A number of his songs, including “What Are You Doing the Rest of Your Life?,” “Watch What Happens,” “The Summer Knows,” and “You Must Believe in Spring,” have become jazz standards covered frequently by other artists.

During various periods of creative work, Legrand became a conductor for orchestras in St. Petersburg, Vancouver, Montreal, Atlanta, Pittsburgh, and Denver. He recorded more than one hundred albums with international musical stars (spanning the genres of jazz, variety, and classical) and worked with such diverse musicians as Phil Woods, Ray Charles, Claude Nougaro, Perry Como, Neil Diamond, Ella Fitzgerald, Aretha Franklin, Lena Horne, James Ingram, Jack Jones, Kiri te Kanawa, Tamara Gverdciteli, Frankie Laine, Tereza Kesovija, Johnny Mathis, Jessye Norman, Diana Ross, Frank Sinatra, Barbra Streisand, Sarah Vaughan, Shirley Bassey, Regine Velasquez, and Natalie Dessay.

Michel Legrand has also recorded classical piano pieces by Erik Satie and American composers such as Amy Beach, George Gershwin, Aaron Copland, John Cage, and Conlon Nancarrow. He is a prolific recorder of jazz, popular and classical music albums, have released over one hundred.
His sister, Christiane Legrand, was a member of the Swingle Singers, and his niece Victoria Legrand is a member of the indie rock duo Beach House.

Michel Legrand is known principally as a composer of innovative music for films, composing film scores (about two hundred to date) for directors Jean-Luc Godard, Richard Brooks, Claude Lelouch, Clint Eastwood, Robert Altman, Joseph Losey, and many others. Legrand himself appears and performs in Agnès Varda’s French New Wave classic, Cleo from 5 to 7 (1961). After his songs appeared in Jacques Demy’s films The Umbrellas of Cherbourg (1964) and The Young Girls of Rochefort (1966), Legrand became famous worldwide. The Umbrellas of Cherbourg was a sung-through musical in which all the dialogue was set to music, a revolutionary concept at the time.
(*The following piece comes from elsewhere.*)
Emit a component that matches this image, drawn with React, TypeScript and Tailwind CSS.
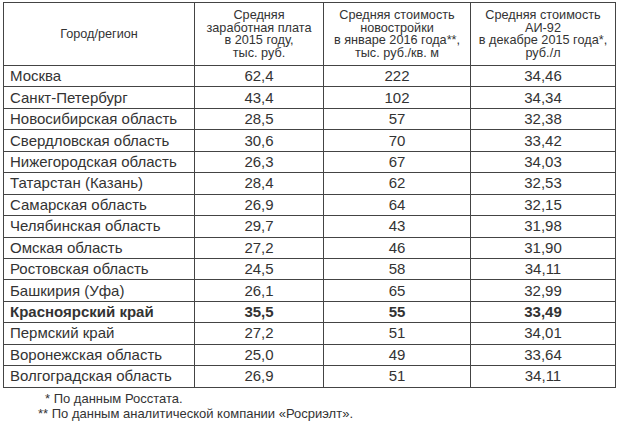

Hollywood soon became interested in Legrand after The Umbrellas of Cherbourg, bombarding him with requests to compose music for films. Having begun to collaborate with Hollywood, Legrand continued to work there for many years. Among his best-known scores are those for The Thomas Crown Affair (1968), which features the hit song “The Windmills of Your Mind”, and Summer of ’42 (1971), which features another hit song, “The Summer Knows.” Legrand also wrote the score for Orson Welles’s last-completed film, F for Fake (1974).